The US Food and Drug Administration has granted full approval for Tagrisso (osimertinib) 80mg once-daily tablets, for the treatment of patients with metastatic epidermal growth factor receptor (EGFR) T790M mutation-positive non-small cell lung cancer (NSCLC), as detected by an FDA-approved test, whose disease has progressed on or after an EGFR tyrosine kinase inhibitor (TKI) therapy.

Tagrisso is the first and only approved medicine in the US indicated for NSCLC patients who have tested positive for the EGFR T790M mutation, and efficacy data suggest it may be a new standard of care for these patients.

“By following the science, we aim to turn lung cancer into a chronic, manageable disease for patients and this milestone brings us one step closer to that ambition.
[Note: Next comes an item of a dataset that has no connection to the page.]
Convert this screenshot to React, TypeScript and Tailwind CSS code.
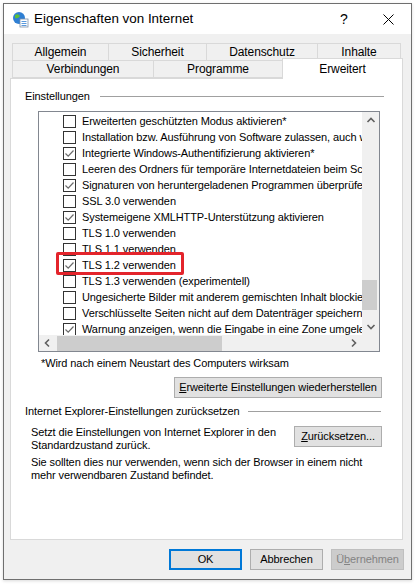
import React from "react";

const rows: { label: string; checked: boolean }[] = [
  { label: "Erweiterten geschützten Modus aktivieren*", checked: false },
  { label: "Installation bzw. Ausführung von Software zulassen, auch wenn die Signatur ungültig ist", checked: false },
  { label: "Integrierte Windows-Authentifizierung aktivieren*", checked: true },
  { label: "Leeren des Ordners für temporäre Internetdateien beim Schließen des Browsers", checked: false },
  { label: "Signaturen von heruntergeladenen Programmen überprüfen", checked: true },
  { label: "SSL 3.0 verwenden", checked: false },
  { label: "Systemeigene XMLHTTP-Unterstützung aktivieren", checked: true },
  { label: "TLS 1.0 verwenden", checked: false },
  { label: "TLS 1.1 verwenden", checked: false },
  { label: "TLS 1.2 verwenden", checked: true },
  { label: "TLS 1.3 verwenden (experimentell)", checked: false },
  { label: "Ungesicherte Bilder mit anderem gemischten Inhalt blockieren", checked: false },
  { label: "Verschlüsselte Seiten nicht auf dem Datenträger speichern", checked: false },
  { label: "Warnung anzeigen, wenn die Eingabe in eine Zone umgeleitet wird", checked: true },
];

function Checkbox({ checked }: { checked: boolean }) {
  return (
    <div className="w-[13px] h-[13px] border border-[#333333] bg-white shrink-0 flex items-center justify-center">
      {checked && (
        <svg width="11" height="11" viewBox="0 0 11 11">
          <path d="M1.5 5.5 L4.2 8.2 L9.5 2.5" fill="none" stroke="#6b6b6b" strokeWidth="1.2" />
        </svg>
      )}
    </div>
  );
}

function Chevron({ dir }: { dir: "up" | "down" | "left" | "right" }) {
  const d = {
    up: "M1.5 6 L5 2.5 L8.5 6",
    down: "M1.5 3 L5 6.5 L8.5 3",
    left: "M6 1.5 L2.5 5 L6 8.5",
    right: "M3 1.5 L6.5 5 L3 8.5",
  }[dir];
  return (
    <svg width="10" height="10" viewBox="0 0 10 10">
      <path d={d} fill="none" stroke="#606060" strokeWidth="1.6" />
    </svg>
  );
}

function Tab({ label, w }: { label: string; w: number }) {
  return (
    <div
      className="h-[18px] border border-[#d9d9d9] -ml-px first:ml-0 bg-[#f0f0f0] flex items-center justify-center text-[12px] text-black"
      style={{ width: w }}
    >
      {label}
    </div>
  );
}

function WinButton({ children, className = "" }: { children: React.ReactNode; className?: string }) {
  return (
    <div
      className={`h-[21px] border border-[#adadad] bg-[#e1e1e1] flex items-center justify-center whitespace-nowrap text-black ${className}`}
    >
      {children}
    </div>
  );
}

export default function App() {
  return (
    <div className="w-[415px] h-[584px] bg-white pt-[3px] pl-[3px] font-['Liberation_Sans','Noto_Sans',sans-serif] text-[11px] tracking-[-0.1px] text-black">
      <div className="w-[409px] h-[577px] border border-[#6f6f6f] bg-[#f0f0f0] flex flex-col shadow-[0_1px_3px_rgba(0,0,0,0.15)]">
        {/* Title bar */}
        <div className="h-[30px] bg-white flex items-center shrink-0 relative tracking-normal">
          <svg className="ml-[8px]" width="17" height="17" viewBox="0 0 17 17">
            <circle cx="7" cy="7" r="6" fill="#2f7fd3" />
            <path d="M3 4 Q6 2 8 5 Q6 8 3 7 Z" fill="#5cbf3a" />
            <path d="M8 9 Q11 8 12 11 L9 12 Z" fill="#5cbf3a" />
            <rect x="8" y="8" width="8" height="8" fill="#ffffff" stroke="#7a8fa8" strokeWidth="0.8" />
            <line x1="9.5" y1="10.5" x2="14.5" y2="10.5" stroke="#2f7fd3" strokeWidth="0.8" />
            <line x1="9.5" y1="12.5" x2="14.5" y2="12.5" stroke="#2f7fd3" strokeWidth="0.8" />
            <line x1="9.5" y1="14.5" x2="14.5" y2="14.5" stroke="#2f7fd3" strokeWidth="0.8" />
          </svg>
          <span className="ml-[5px] text-[13.4px]">Eigenschaften von Internet</span>
          <span className="absolute left-[336px] top-[7px] text-[14px] leading-[16px]">?</span>
          <svg className="absolute left-[379px] top-[10px]" width="11" height="11" viewBox="0 0 11 11">
            <path d="M0.5 0.5 L10.5 10.5 M10.5 0.5 L0.5 10.5" stroke="#000" strokeWidth="1" />
          </svg>
        </div>

        {/* Tabs */}
        <div className="pl-[8px] pt-[9px] text-[11px]">
          <div className="flex">
            <Tab label="Allgemein" w={97} />
            <Tab label="Sicherheit" w={99} />
            <Tab label="Datenschutz" w={112} />
            <Tab label="Inhalte" w={84} />
          </div>
          <div className="flex -mt-px">
            <Tab label="Verbindungen" w={142} />
            <Tab label="Programme" w={130} />
            <div className="w-[121px] h-[21px] -mt-[2px] -ml-px border border-b-0 border-[#d9d9d9] bg-white flex items-center justify-center text-[12px] relative z-10 -mb-px">
              Erweitert
            </div>
          </div>
        </div>

        {/* Panel */}
        <div className="ml-[6px] w-[393px] h-[462px] border border-[#d9d9d9] bg-white shrink-0 pt-[10px] pl-[14px]">
          <div className="flex items-center h-[15px]">
            <span>Einstellungen</span>
            <div className="ml-[10px] flex-1 mr-[18px] h-px bg-[#a0a0a0]" />
          </div>

          {/* List box */}
          <div className="relative ml-[13px] mt-[7px] w-[342px] h-[241px] border border-[#828790] bg-white flex flex-col">
            <div className="flex h-[223px]">
              <div className="w-[323px] overflow-hidden pt-px">
                {rows.map((r) => (
                  <div key={r.label} className="h-[16px] flex items-center pl-[24px] whitespace-nowrap">
                    <Checkbox checked={r.checked} />
                    <span className="ml-[6px]">{r.label}</span>
                  </div>
                ))}
              </div>
              <div className="w-[17px] bg-[#f0f0f0] flex flex-col items-center">
                <div className="h-[17px] flex items-center justify-center">
                  <Chevron dir="up" />
                </div>
                <div className="flex-1 w-full flex flex-col">
                  <div className="h-[151px]" />
                  <div className="h-[30px] w-[15px] bg-[#cdcdcd]" />
                </div>
                <div className="h-[17px] flex items-center justify-center">
                  <Chevron dir="down" />
                </div>
              </div>
            </div>
            <div className="flex h-[17px]">
              <div className="w-[323px] bg-[#f0f0f0] flex items-center">
                <div className="w-[17px] flex justify-center">
                  <Chevron dir="left" />
                </div>
                <div className="ml-[1px] w-[165px] h-[15px] bg-[#cdcdcd]" />
                <div className="flex-1" />
                <div className="w-[17px] flex justify-center">
                  <Chevron dir="right" />
                </div>
              </div>
              <div className="w-[17px] bg-[#f0f0f0]" />
            </div>
            <div className="absolute left-[17px] top-[140px] w-[128px] h-[23px] border-[3px] border-[#e3242b] rounded-[2px]" />
          </div>

          <div className="ml-[16px] mt-[4px] h-[15px] leading-[15px]">*Wird nach einem Neustart des Computers wirksam</div>

          <div className="flex justify-end pr-[20px] mt-[6px]">
            <WinButton className="w-[208px]">
              <span className="underline underline-offset-1">E</span>rweiterte Einstellungen wiederherstellen
            </WinButton>
          </div>

          <div className="flex items-center h-[15px] mt-[6px]">
            <span>Internet Explorer-Einstellungen zurücksetzen</span>
            <div className="ml-[8px] flex-1 mr-[21px] h-px bg-[#a0a0a0]" />
          </div>

          <div className="flex mt-[6px] pl-[6px] pr-[20px]">
            <div className="flex-1 leading-[13px] pt-[1px]">
              Setzt die Einstellungen von Internet Explorer in den
              <br />
              Standardzustand zurück.
            </div>
            <WinButton className="w-[88px] mt-[1px]">
              <span className="underline underline-offset-1">Z</span>urücksetzen...
            </WinButton>
          </div>

          <div className="pl-[6px] mt-[4px] leading-[13px]">
            Sie sollten dies nur verwenden, wenn sich der Browser in einem nicht
            <br />
            mehr verwendbaren Zustand befindet.
          </div>
        </div>

        {/* Bottom buttons */}
        <div className="flex mt-[9px] ml-[165px] gap-[8px]">
          <div className="w-[73px] h-[21px] border-2 border-[#0078d7] bg-[#e1e1e1] flex items-center justify-center">
            OK
          </div>
          <WinButton className="w-[73px]">Abbrechen</WinButton>
          <div className="w-[73px] h-[21px] border border-[#bfbfbf] bg-[#cccccc] flex items-center justify-center text-[#838383]">
            Ü<span className="underline underline-offset-1">b</span>ernehmen
          </div>
        </div>
      </div>
    </div>
  );
}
The FDA’s full approval reinforces the potential of Tagrisso to become the standard of care for patients with metastatic EGFR T790M mutation-positive non-small cell lung cancer whose disease has progressed on or after first-generation EGFR-TKI therapy,” said Sean Bohen, Executive Vice President, Global Medicines Development and Chief Medical Officer at AstraZeneca.

The full approval in the US is based on data from the randomised, Phase III AURA3 trial, in which Tagrisso significantly improved progression-free survival (PFS) versus platinum-based doublet chemotherapy, providing 10.1 months of median PFS compared to 4.4 months from chemotherapy (hazard ratio 0.30; 70% risk reduction; 95% Confidence Interval [CI]: 0.23; 0.41; P<0.001). The results of this trial were recently presented at the 17th World Conference on Lung Cancer (WCLC) in Vienna, Austria, and published in The New England Journal of Medicine.